In support of the injunctive relief he seeks, plaintiff relies solely on Sections 11 and 12(2) of the Securities Act of 1933. He asserts that Cable violated these sections by issuing a materially misleading prospectus in connection with its initial public offering. That prospectus was materially misleading, plaintiff alleges, because it did not disclose the substantial risk that the business purpose it announced — the making of loans to cable television franchises — might prove impossible to accomplish and that, therefore, Cable's management might pursue alternative investment opportunities.

Plaintiff does not maintain that the present record demonstrates a different intention on the part of Cable's management in August of 1972 than that expressed in the prospectus. Rather his argument is that Cable's management knew or should have known, and, therefore, should have disclosed, the alleged fact that competitive conditions at the time of the issuance of the prospectus created a substantial risk that the expectations of management could not be realized. Cable's management denies that it had any intentions other than those expressed and maintains that the prospectus adequately disclosed what could have been known about competitive conditions in its contemplated field of business endeavor.

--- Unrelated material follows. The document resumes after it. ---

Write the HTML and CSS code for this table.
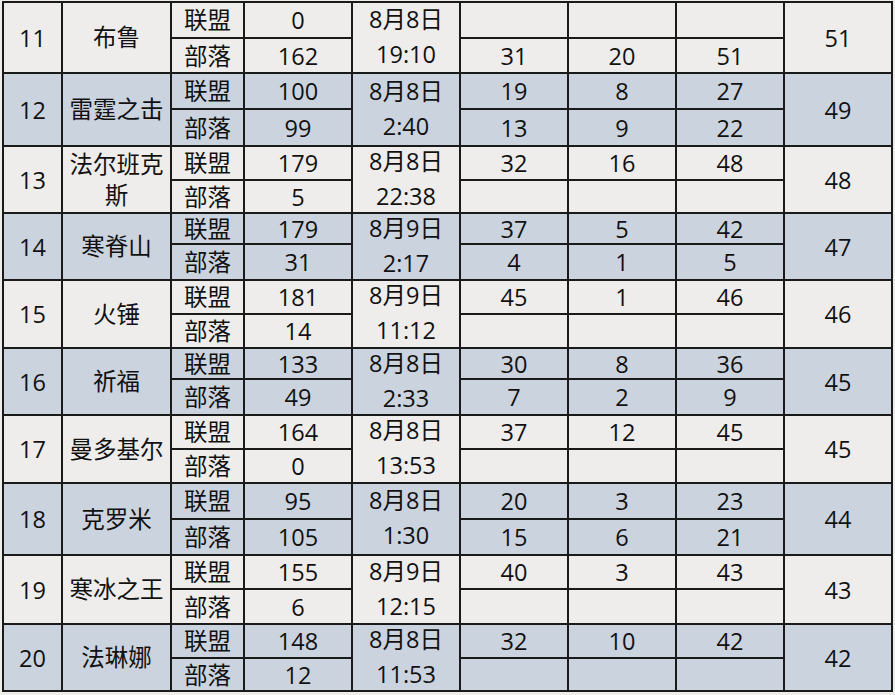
FILE: index.html
```html
<!DOCTYPE html>
<html lang="zh">
<head>
<meta charset="utf-8">
<link rel="stylesheet" href="styles.css">
</head>
<body>
<div class="sheet">
<table class="grid">
  <colgroup>
    <col class="c-rank"><col class="c-name"><col class="c-side"><col class="c-num"><col class="c-date">
    <col class="c-num"><col class="c-num"><col class="c-num"><col class="c-total">
  </colgroup>
  <tbody>
    <tr class="light h36"><td rowspan="2">11</td><td rowspan="2" class="name">布鲁</td><td>联盟</td><td>0</td><td rowspan="2" class="date"><div class="when">8月8日<br>19:10</div></td><td></td><td></td><td></td><td rowspan="2">51</td></tr>
    <tr class="light h35"><td>部落</td><td>162</td><td>31</td><td>20</td><td>51</td></tr>

    <tr class="blue h36"><td rowspan="2">12</td><td rowspan="2" class="name">雷霆之击</td><td>联盟</td><td>100</td><td rowspan="2" class="date"><div class="when">8月8日<br>2:40</div></td><td>19</td><td>8</td><td>27</td><td rowspan="2">49</td></tr>
    <tr class="blue h37"><td>部落</td><td>99</td><td>13</td><td>9</td><td>22</td></tr>

    <tr class="light h34"><td rowspan="2">13</td><td rowspan="2" class="name">法尔班克斯</td><td>联盟</td><td>179</td><td rowspan="2" class="date"><div class="when">8月8日<br>22:38</div></td><td>32</td><td>16</td><td>48</td><td rowspan="2">48</td></tr>
    <tr class="light h33"><td>部落</td><td>5</td><td></td><td></td><td></td></tr>

    <tr class="blue h31"><td rowspan="2">14</td><td rowspan="2" class="name">寒脊山</td><td>联盟</td><td>179</td><td rowspan="2" class="date"><div class="when">8月9日<br>2:17</div></td><td>37</td><td>5</td><td>42</td><td rowspan="2">47</td></tr>
    <tr class="blue h36"><td>部落</td><td>31</td><td>4</td><td>1</td><td>5</td></tr>

    <tr class="light h34"><td rowspan="2">15</td><td rowspan="2" class="name">火锤</td><td>联盟</td><td>181</td><td rowspan="2" class="date"><div class="when">8月9日<br>11:12</div></td><td>45</td><td>1</td><td>46</td><td rowspan="2">46</td></tr>
    <tr class="light h34"><td>部落</td><td>14</td><td></td><td></td><td></td></tr>

    <tr class="blue h31"><td rowspan="2">16</td><td rowspan="2" class="name">祈福</td><td>联盟</td><td>133</td><td rowspan="2" class="date"><div class="when">8月8日<br>2:33</div></td><td>30</td><td>8</td><td>36</td><td rowspan="2">45</td></tr>
    <tr class="blue h36"><td>部落</td><td>49</td><td>7</td><td>2</td><td>9</td></tr>

    <tr class="light h34"><td rowspan="2">17</td><td rowspan="2" class="name">曼多基尔</td><td>联盟</td><td>164</td><td rowspan="2" class="date"><div class="when">8月8日<br>13:53</div></td><td>37</td><td>12</td><td>45</td><td rowspan="2">45</td></tr>
    <tr class="light h34"><td>部落</td><td>0</td><td></td><td></td><td></td></tr>

    <tr class="blue h36"><td rowspan="2">18</td><td rowspan="2" class="name">克罗米</td><td>联盟</td><td>95</td><td rowspan="2" class="date"><div class="when">8月8日<br>1:30</div></td><td>20</td><td>3</td><td>23</td><td rowspan="2">44</td></tr>
    <tr class="blue h36"><td>部落</td><td>105</td><td>15</td><td>6</td><td>21</td></tr>

    <tr class="light h34"><td rowspan="2">19</td><td rowspan="2" class="name">寒冰之王</td><td>联盟</td><td>155</td><td rowspan="2" class="date"><div class="when">8月9日<br>12:15</div></td><td>40</td><td>3</td><td>43</td><td rowspan="2">43</td></tr>
    <tr class="light h35"><td>部落</td><td>6</td><td></td><td></td><td></td></tr>

    <tr class="blue h34"><td rowspan="2">20</td><td rowspan="2" class="name">法琳娜</td><td>联盟</td><td>148</td><td rowspan="2" class="date"><div class="when">8月8日<br>11:53</div></td><td>32</td><td>10</td><td>42</td><td rowspan="2">42</td></tr>
    <tr class="blue h33"><td>部落</td><td>12</td><td></td><td></td><td></td></tr>
  </tbody>
</table>
</div>
</body>
</html>
```

FILE: styles.css
```css
html, body {
  margin: 0;
  padding: 0;
  background: #ededec;
}
.sheet {
  padding: 1px 0 0 2px;
}
.grid {
  border-collapse: collapse;
  table-layout: fixed;
  width: 891px;
  font-family: "Open Sans", "Noto Sans CJK SC", sans-serif;
  font-size: 23.5px;
  font-weight: 400;
  color: #111111;
}
.c-rank { width: 59px; }
.c-name { width: 109px; }
.c-side { width: 73px; }
.c-num { width: 108px; }
.c-date { width: 108px; }
.c-total { width: 108px; }
.grid td {
  border: 2px solid #1a1a1a;
  text-align: center;
  vertical-align: middle;
  padding: 0;
  line-height: 28px;
}
.grid td.name { line-height: 31px; }
.when {
  line-height: 35px;
  margin: -6px 0 -4px;
}
.light td { background: #eeedec; }
.blue td { background: #cbd3df; }
.h31 { height: 31px; }
.h33 { height: 33px; }
.h34 { height: 34px; }
.h35 { height: 35px; }
.h36 { height: 36px; }
.h37 { height: 37px; }
```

To remedy these alleged violations of the Securities Act, plaintiff ultimately seeks rescission of the purchases he and his fellow shareholders made of Cable stock pursuant to Cable's prospectus. Alternatively, he seeks the liquidation of Cable. Neither form of redress, plaintiff believes, can be effective unless this Court acts now to preserve Cable's assets in their presently liquid state. He, therefore, urges that this Court exercise its injunctive powers so as to foreclose any substantial reinvestment of Cable's assets until the outcome of this suit.

While plaintiff has not submitted a form of order setting forth the specific terms of the preliminary injunction he seeks, plaintiff's objective, as outlined in oral argument, would be to require that Cable maintain its current level of liquidity by retaining its current investments or by reinvesting its currently liquid assets in government obligations or the like.

THE PROPRIETY OF PRELIMINARY RELIEF.

The relevant questions are, of course, familiar: Has the plaintiff demonstrated a reasonable probability of success on the merits of his underlying claim? Is there a likelihood of irreparable injury to the plaintiff or the public absent judicial interference? If so, does the likelihood of irreparable injury to the defendant, the public or third parties from such interference outweigh the potential injury against which the preliminary relief would seek to guard? Winkleman v. New York Stock Eschange, 445 F.2d 786 (3rd Cir. 1971); Allis-Chalmers Mfg. Co. v. White Consolidated Indus., Inc., 414 F.2d 506 (3rd Cir. 1969); Nelson v. Miller, 373 F.2d 474 (3rd Cir. 1967); Elco Corporation of Microdot, Inc., 360 F. Supp. 741 (D.Del. 1973).

While courts have sometimes differed in their articulation of the relationship between these inquiries, the cases unanimously support the proposition that preliminary injunctive relief is improper, regardless of the plaintiff's showing on the merits, unless it is demonstrated that there is a potential of irreparable injury to the plaintiff if unaided by the Court, and that this potential of injury together with any similar potential of injury to the public is not outweighed by the potential of injury to others if relief is granted. In short, the "balance of hardships" must favor the plaintiff's position or relief must be denied. Checkers Motors Corporation v. Chrysler Corporation, 405 F.2d 319, 323 (2nd Cir. 1969).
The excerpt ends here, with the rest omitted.